The mainstream media (MSM) are facing a profound crisis of trust and an erosion of their economic base — at the very moment that new genres of citizen journalism, creativity and info-archives are exploding. Coincidence? Hardly. I regard this as a matter of the commons rising. It illustrates what happens when markets lose touch with the social trust and connections that they depend on. Thanks to new digital technologies, citizen-directed media are reinventing journalism and seizing the mantle of credibility that the MSM have long taken for granted.
It helps to realize that the MSM have become commodified brands that quite deliberately developed an ethic and style of journalism based on “objectivity.” This cultural sensibility was a great way to develop a broad, heterogeneous commercial market — but a terrible way to express a point of view, explore dissenting views or expose politically embarrassing truths. Journalistic objectivity became a “voice of God” omniscience — the arrogant stance of a moral referee above the fray of politics and controversy. This serves the market interests of the MSM quite well, but it requires the marginalization of diverse moral and social concerns.

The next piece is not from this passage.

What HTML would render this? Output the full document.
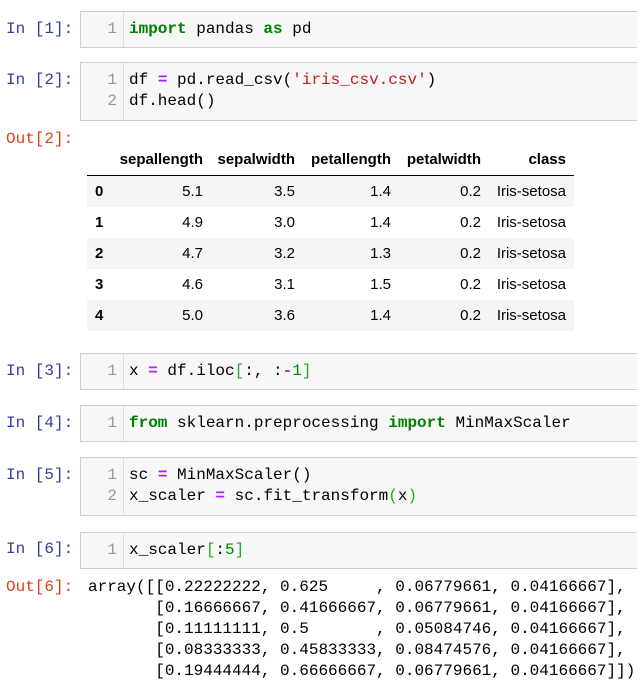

The journalistic convention of objectivity is precisely what is being assaulted by the new online media. The commons-based media are thriving because they are seen as more authentic, timely, and user-responsive. Blogging has exploded. Wikipedia is soaring. Craigslist is out-competing classified ads in newspapers. MySpace and Facebook have more users than most prime-time television shows. Public domain repositories like the Internet Archives and Ourmedia.org are flourishing. Podcasting is attracting the attention of commercial radio stations and even The New York Times (which now has audio versions of its opeds). And, of course, open source software — the founding paradigm and metaphor for so many of these commons genres — continues to flourish and expand.

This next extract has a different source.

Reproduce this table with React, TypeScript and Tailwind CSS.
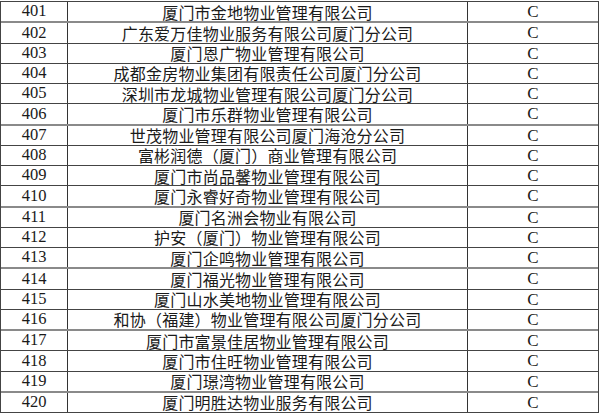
const rows: [number, string][] = [
  [401, "厦门市金地物业管理有限公司"],
  [402, "广东爱万佳物业服务有限公司厦门分公司"],
  [403, "厦门恩广物业管理有限公司"],
  [404, "成都金房物业集团有限责任公司厦门分公司"],
  [405, "深圳市龙城物业管理有限公司厦门分公司"],
  [406, "厦门市乐群物业管理有限公司"],
  [407, "世茂物业管理有限公司厦门海沧分公司"],
  [408, "富彬润德（厦门）商业管理有限公司"],
  [409, "厦门市尚品馨物业管理有限公司"],
  [410, "厦门永睿好奇物业管理有限公司"],
  [411, "厦门名洲会物业有限公司"],
  [412, "护安（厦门）物业管理有限公司"],
  [413, "厦门企鸣物业管理有限公司"],
  [414, "厦门福光物业管理有限公司"],
  [415, "厦门山水美地物业管理有限公司"],
  [416, "和协（福建）物业管理有限公司厦门分公司"],
  [417, "厦门市富景佳居物业管理有限公司"],
  [418, "厦门市住旺物业管理有限公司"],
  [419, "厦门璟湾物业管理有限公司"],
  [420, "厦门明胜达物业服务有限公司"],
];

// rows whose bottom rule looks lighter/thicker in the scan
const grayRules = new Set([401, 406, 410, 413, 416, 419]);

export default function App() {
  return (
    <div className="h-[414px] w-[600px] overflow-hidden bg-white pt-px text-[#1a1a1a]">
      <div className="flex h-[412px] w-[599px] flex-col border-l border-r border-t border-[#444]">
        {rows.map(([no, name]) => (
          <div
            key={no}
            className={
              grayRules.has(no)
                ? "flex min-h-0 flex-1 border-b-2 border-[#8a8a8a]"
                : "flex min-h-0 flex-1 border-b border-[#444]"
            }
          >
            <div className="flex w-[67px] items-center justify-center border-r border-[#333] font-['Liberation_Serif',serif] text-[16.5px] leading-none">
              {no}
            </div>
            <div className="flex w-[400px] items-center justify-center border-r border-[#333] font-['Noto_Sans_CJK_SC','Noto_Sans',sans-serif] text-[16px] leading-none tracking-[0.2px]">
              {name}
            </div>
            <div className="flex flex-1 items-center justify-center font-['Liberation_Serif',serif] text-[17px] leading-none">
              C
            </div>
          </div>
        ))}
      </div>
    </div>
  );
}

What is notable about these many commons is that many of them are out-competing conventional newspapers. They often produce value more efficiently than the market and rapidly attract large audiences. They tend to be very flexible, personally satisfying and culturally authentic. People are also waking up to the fact that “objective journalism” is capable of lying. As Geneva Overholser, a former ombudsman for The Washington Post, put it, “The way it is currently construed, ‘objectivity’ makes the media easily manipulable by an executive branch intent on and adept at controlling the message. It produces a rigid orthodoxy, excluding voices beyond the narrowly conventional.”
A key advantage of online commons is that they can often aggregate excellent knowledge from a more disparate and authoritative range of people than centralized media can. The information amassed through distributed networks is, in a sense, more socially credible as a result. An excellent example is provided by Martin Kaplan at The Huffington Post. Here’s what happened when the Ford Motor Company capitulated to Reverend Donald Wildmon’s American Family Association and yanked its advertising from gay-oriented publications.:
John Aravosis’s AMERICAblog was all over this story from the moment it began. His site became a public square for information about the Ford deal with Wildmon and the LGBT community’s reaction. He published the phone numbers and emails of Ford executives. His readers got Ford people on the phone, and he published and dissected their lame attempts to spin their way out of their self-made crisis. His site became a bulletin board, an information clearing house, and a war room, instantaneously linking hundreds of thousands of people, a micro-political movement with no need to rent filing cabinets, hire direct-mail specialists, or run ads.
I love this example because it shows how a single sophisticated blog can run circles around the MSM with faster, more insightful and more trustworthy reporting. Yes, yes, there are all sorts of scurrilous, poorly vetted blogs — but anyone who has tuned into Fox News or Sinclair-owned TV stations knows that the MSM can be equally scurrilous and erroneous. Bob Woodward cozies up to his sources in the Bush Administration, betraying his duty to the public’s right to know. The New York Times still hasn’t come clean on Judith Miller’s perfidies on the WMD story. The burden of transparency at the NYT has been assigned to an ombudsman, essentially insulating the rest of the paper from having to host its own open dialogues with readers. Meanwhile, who is stepping forward from either the MSM executive ranks or journalistic world to ostracize or sanction reporters who abuse the public trust?
This is a key reason why online journalism is flourishing: it is trusted. NYU professor and press critic Jay Rosen has a wonderful essay, “Blogging, Journalism & Credibility,” that explores this territory with great insight. He explains how professional journalism no longer has sovereignty over the flow of news; readers are gaining more direct control themselves. The “social dynamics of user trust” are changing radically. Rosen writes:
The price of professionalizing journalism was the de-voicing of the journalist. The price for having mass media was the atomization of the audience, who in the broadcasting model were connected “up” to the center, but not “across” to each other. Well, blogging is a re-voicing tool in journalism, and the Net’s strengths in horizontal communication mean that audience atomization is being overcome.
For me, citizen journalism (a phenomena that has many names and multiple aspects) is evidence of the commons rising. New types of social communities are emerging to challenge the MSM view of the world. In the process, the MSM is revealed as a creature of the market, not of the commons — and therefore less accountable and trustworthy. Whether the MSM can re-engineer their business model to take greater account of the commons remains a significant open question.